Given material =>
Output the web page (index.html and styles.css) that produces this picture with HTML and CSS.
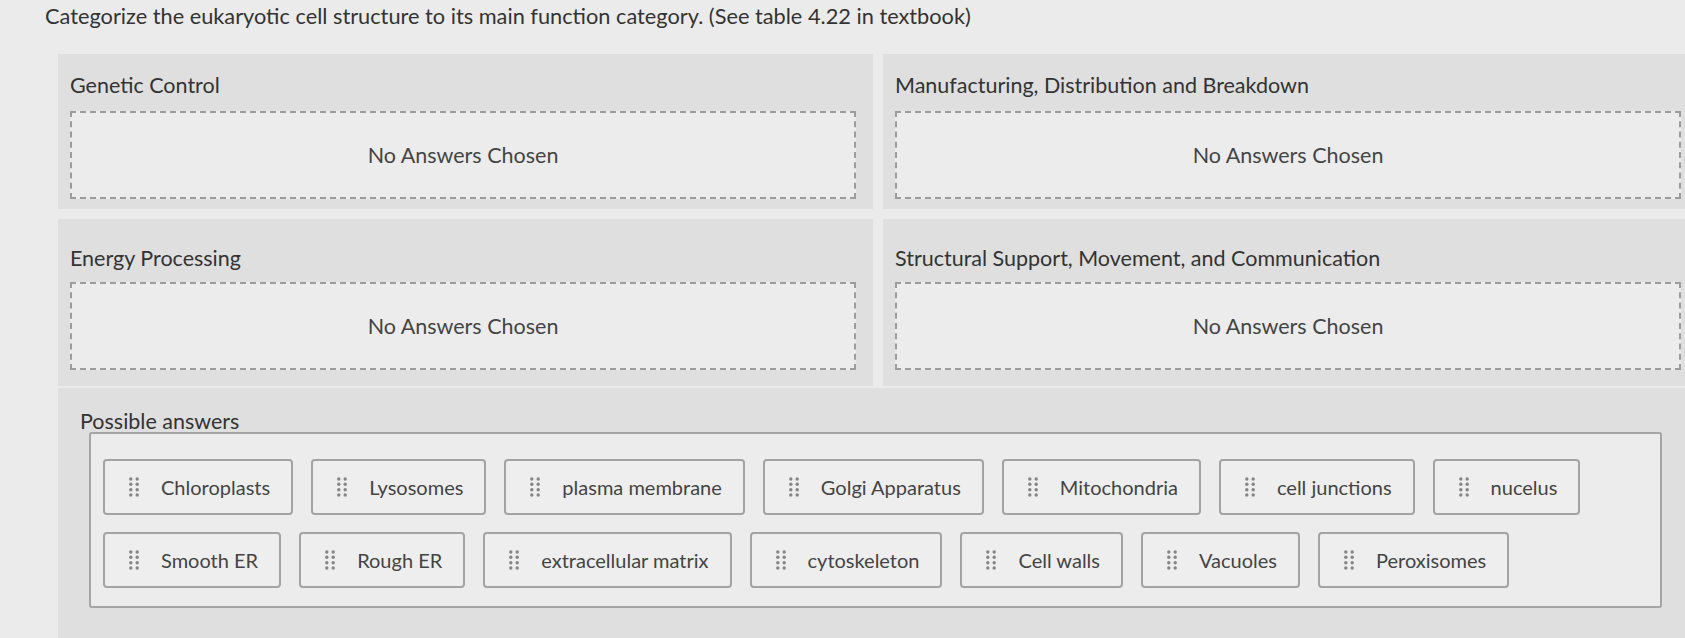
FILE: index.html
```html
<!DOCTYPE html>
<html lang="en">
<head>
<meta charset="utf-8">
<title>Categorize</title>
<link rel="stylesheet" href="styles.css">
</head>
<body>
<div class="page">
  <h1 class="title">Categorize the eukaryotic cell structure to its main function category. (See table 4.22 in textbook)</h1>
  <div class="grid">
    <section class="panel">
      <div class="panel-label">Genetic Control</div>
      <div class="dropzone">No Answers Chosen</div>
    </section>
    <section class="panel">
      <div class="panel-label">Manufacturing, Distribution and Breakdown</div>
      <div class="dropzone">No Answers Chosen</div>
    </section>
    <section class="panel panel-low">
      <div class="panel-label">Energy Processing</div>
      <div class="dropzone">No Answers Chosen</div>
    </section>
    <section class="panel panel-low">
      <div class="panel-label">Structural Support, Movement, and Communication</div>
      <div class="dropzone">No Answers Chosen</div>
    </section>
    <section class="answers">
      <div class="answers-label">Possible answers</div>
      <div class="answers-box">
        <div class="chip"><svg class="grip" viewBox="0 0 10 20"><g fill="#858585"><circle cx="1.8" cy="2" r="1.7"/><circle cx="8.2" cy="2" r="1.7"/><circle cx="1.8" cy="7.3" r="1.7"/><circle cx="8.2" cy="7.3" r="1.7"/><circle cx="1.8" cy="12.7" r="1.7"/><circle cx="8.2" cy="12.7" r="1.7"/><circle cx="1.8" cy="18" r="1.7"/><circle cx="8.2" cy="18" r="1.7"/></g></svg>Chloroplasts</div>
        <div class="chip"><svg class="grip" viewBox="0 0 10 20"><g fill="#858585"><circle cx="1.8" cy="2" r="1.7"/><circle cx="8.2" cy="2" r="1.7"/><circle cx="1.8" cy="7.3" r="1.7"/><circle cx="8.2" cy="7.3" r="1.7"/><circle cx="1.8" cy="12.7" r="1.7"/><circle cx="8.2" cy="12.7" r="1.7"/><circle cx="1.8" cy="18" r="1.7"/><circle cx="8.2" cy="18" r="1.7"/></g></svg>Lysosomes</div>
        <div class="chip"><svg class="grip" viewBox="0 0 10 20"><g fill="#858585"><circle cx="1.8" cy="2" r="1.7"/><circle cx="8.2" cy="2" r="1.7"/><circle cx="1.8" cy="7.3" r="1.7"/><circle cx="8.2" cy="7.3" r="1.7"/><circle cx="1.8" cy="12.7" r="1.7"/><circle cx="8.2" cy="12.7" r="1.7"/><circle cx="1.8" cy="18" r="1.7"/><circle cx="8.2" cy="18" r="1.7"/></g></svg>plasma membrane</div>
        <div class="chip"><svg class="grip" viewBox="0 0 10 20"><g fill="#858585"><circle cx="1.8" cy="2" r="1.7"/><circle cx="8.2" cy="2" r="1.7"/><circle cx="1.8" cy="7.3" r="1.7"/><circle cx="8.2" cy="7.3" r="1.7"/><circle cx="1.8" cy="12.7" r="1.7"/><circle cx="8.2" cy="12.7" r="1.7"/><circle cx="1.8" cy="18" r="1.7"/><circle cx="8.2" cy="18" r="1.7"/></g></svg>Golgi Apparatus</div>
        <div class="chip"><svg class="grip" viewBox="0 0 10 20"><g fill="#858585"><circle cx="1.8" cy="2" r="1.7"/><circle cx="8.2" cy="2" r="1.7"/><circle cx="1.8" cy="7.3" r="1.7"/><circle cx="8.2" cy="7.3" r="1.7"/><circle cx="1.8" cy="12.7" r="1.7"/><circle cx="8.2" cy="12.7" r="1.7"/><circle cx="1.8" cy="18" r="1.7"/><circle cx="8.2" cy="18" r="1.7"/></g></svg>Mitochondria</div>
        <div class="chip"><svg class="grip" viewBox="0 0 10 20"><g fill="#858585"><circle cx="1.8" cy="2" r="1.7"/><circle cx="8.2" cy="2" r="1.7"/><circle cx="1.8" cy="7.3" r="1.7"/><circle cx="8.2" cy="7.3" r="1.7"/><circle cx="1.8" cy="12.7" r="1.7"/><circle cx="8.2" cy="12.7" r="1.7"/><circle cx="1.8" cy="18" r="1.7"/><circle cx="8.2" cy="18" r="1.7"/></g></svg>cell junctions</div>
        <div class="chip"><svg class="grip" viewBox="0 0 10 20"><g fill="#858585"><circle cx="1.8" cy="2" r="1.7"/><circle cx="8.2" cy="2" r="1.7"/><circle cx="1.8" cy="7.3" r="1.7"/><circle cx="8.2" cy="7.3" r="1.7"/><circle cx="1.8" cy="12.7" r="1.7"/><circle cx="8.2" cy="12.7" r="1.7"/><circle cx="1.8" cy="18" r="1.7"/><circle cx="8.2" cy="18" r="1.7"/></g></svg>nucelus</div>
        <div class="chip"><svg class="grip" viewBox="0 0 10 20"><g fill="#858585"><circle cx="1.8" cy="2" r="1.7"/><circle cx="8.2" cy="2" r="1.7"/><circle cx="1.8" cy="7.3" r="1.7"/><circle cx="8.2" cy="7.3" r="1.7"/><circle cx="1.8" cy="12.7" r="1.7"/><circle cx="8.2" cy="12.7" r="1.7"/><circle cx="1.8" cy="18" r="1.7"/><circle cx="8.2" cy="18" r="1.7"/></g></svg>Smooth ER</div>
        <div class="chip"><svg class="grip" viewBox="0 0 10 20"><g fill="#858585"><circle cx="1.8" cy="2" r="1.7"/><circle cx="8.2" cy="2" r="1.7"/><circle cx="1.8" cy="7.3" r="1.7"/><circle cx="8.2" cy="7.3" r="1.7"/><circle cx="1.8" cy="12.7" r="1.7"/><circle cx="8.2" cy="12.7" r="1.7"/><circle cx="1.8" cy="18" r="1.7"/><circle cx="8.2" cy="18" r="1.7"/></g></svg>Rough ER</div>
        <div class="chip"><svg class="grip" viewBox="0 0 10 20"><g fill="#858585"><circle cx="1.8" cy="2" r="1.7"/><circle cx="8.2" cy="2" r="1.7"/><circle cx="1.8" cy="7.3" r="1.7"/><circle cx="8.2" cy="7.3" r="1.7"/><circle cx="1.8" cy="12.7" r="1.7"/><circle cx="8.2" cy="12.7" r="1.7"/><circle cx="1.8" cy="18" r="1.7"/><circle cx="8.2" cy="18" r="1.7"/></g></svg>extracellular matrix</div>
        <div class="chip"><svg class="grip" viewBox="0 0 10 20"><g fill="#858585"><circle cx="1.8" cy="2" r="1.7"/><circle cx="8.2" cy="2" r="1.7"/><circle cx="1.8" cy="7.3" r="1.7"/><circle cx="8.2" cy="7.3" r="1.7"/><circle cx="1.8" cy="12.7" r="1.7"/><circle cx="8.2" cy="12.7" r="1.7"/><circle cx="1.8" cy="18" r="1.7"/><circle cx="8.2" cy="18" r="1.7"/></g></svg>cytoskeleton</div>
        <div class="chip"><svg class="grip" viewBox="0 0 10 20"><g fill="#858585"><circle cx="1.8" cy="2" r="1.7"/><circle cx="8.2" cy="2" r="1.7"/><circle cx="1.8" cy="7.3" r="1.7"/><circle cx="8.2" cy="7.3" r="1.7"/><circle cx="1.8" cy="12.7" r="1.7"/><circle cx="8.2" cy="12.7" r="1.7"/><circle cx="1.8" cy="18" r="1.7"/><circle cx="8.2" cy="18" r="1.7"/></g></svg>Cell walls</div>
        <div class="chip"><svg class="grip" viewBox="0 0 10 20"><g fill="#858585"><circle cx="1.8" cy="2" r="1.7"/><circle cx="8.2" cy="2" r="1.7"/><circle cx="1.8" cy="7.3" r="1.7"/><circle cx="8.2" cy="7.3" r="1.7"/><circle cx="1.8" cy="12.7" r="1.7"/><circle cx="8.2" cy="12.7" r="1.7"/><circle cx="1.8" cy="18" r="1.7"/><circle cx="8.2" cy="18" r="1.7"/></g></svg>Vacuoles</div>
        <div class="chip"><svg class="grip" viewBox="0 0 10 20"><g fill="#858585"><circle cx="1.8" cy="2" r="1.7"/><circle cx="8.2" cy="2" r="1.7"/><circle cx="1.8" cy="7.3" r="1.7"/><circle cx="8.2" cy="7.3" r="1.7"/><circle cx="1.8" cy="12.7" r="1.7"/><circle cx="8.2" cy="12.7" r="1.7"/><circle cx="1.8" cy="18" r="1.7"/><circle cx="8.2" cy="18" r="1.7"/></g></svg>Peroxisomes</div>
      </div>
    </section>
  </div>
</div>
</body>
</html>
```

FILE: styles.css
```css
html, body {
  margin: 0;
  padding: 0;
  background: #ebebeb;
  overflow: hidden;
}

body {
  font-family: Lato, "Open Sans", "Liberation Sans", sans-serif;
  color: #3a3a3a;
  width: 1685px;
  height: 638px;
}

.page {
  padding: 3px 0 0 45px;
}

.title {
  margin: 0 0 24px 0;
  font-size: 21.75px;
  line-height: 27px;
  font-weight: 400;
  color: #333;
  white-space: nowrap;
}

.grid {
  margin-left: 13px;
  display: grid;
  grid-template-columns: 815px 815px;
  column-gap: 10px;
  row-gap: 10px;
  width: 1640px;
}

.panel {
  background: #dfdfdf;
  padding: 18px 17px 10px 12px;
}

.panel-low {
  padding-top: 26px;
  padding-bottom: 16px;
}

.panel-low .panel-label {
  margin-bottom: 11px;
}

.panel-label {
  font-size: 21.5px;
  line-height: 26px;
  color: #333;
  margin-bottom: 13px;
}

.dropzone {
  height: 84px;
  border: 2px dashed #9c9c9c;
  background: #ececec;
  display: flex;
  align-items: center;
  justify-content: center;
  font-size: 21.5px;
  color: #444;
}

.answers {
  grid-column: 1 / span 2;
  background: #dfdfdf;
  margin-top: -8px;
  padding: 20px 0 40px 22px;
}

.answers-label {
  font-size: 21.5px;
  line-height: 26px;
  margin-bottom: -2px;
  color: #333;
}

.answers-box {
  margin-left: 9px;
  width: 1573px;
  border: 2px solid #a5a5a5;
  border-radius: 3px;
  background: #ececec;
  padding: 25px 12px 18px 12px;
  display: flex;
  flex-wrap: wrap;
  column-gap: 18px;
  row-gap: 17px;
  box-sizing: border-box;
}

.chip {
  display: flex;
  align-items: center;
  height: 56px;
  box-sizing: border-box;
  border: 2px solid #a3a3a3;
  border-radius: 4px;
  background: #eeeeee;
  padding: 0 21px 0 24px;
  font-size: 20px;
  color: #444;
}

.grip {
  width: 10px;
  height: 20px;
  margin-right: 22px;
  flex: none;
}
```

Aim => Go through the data and gather every line that holds "index".

Solution below =>
Output the web page (index.html and styles.css) that produces this picture with HTML and CSS.
FILE: index.html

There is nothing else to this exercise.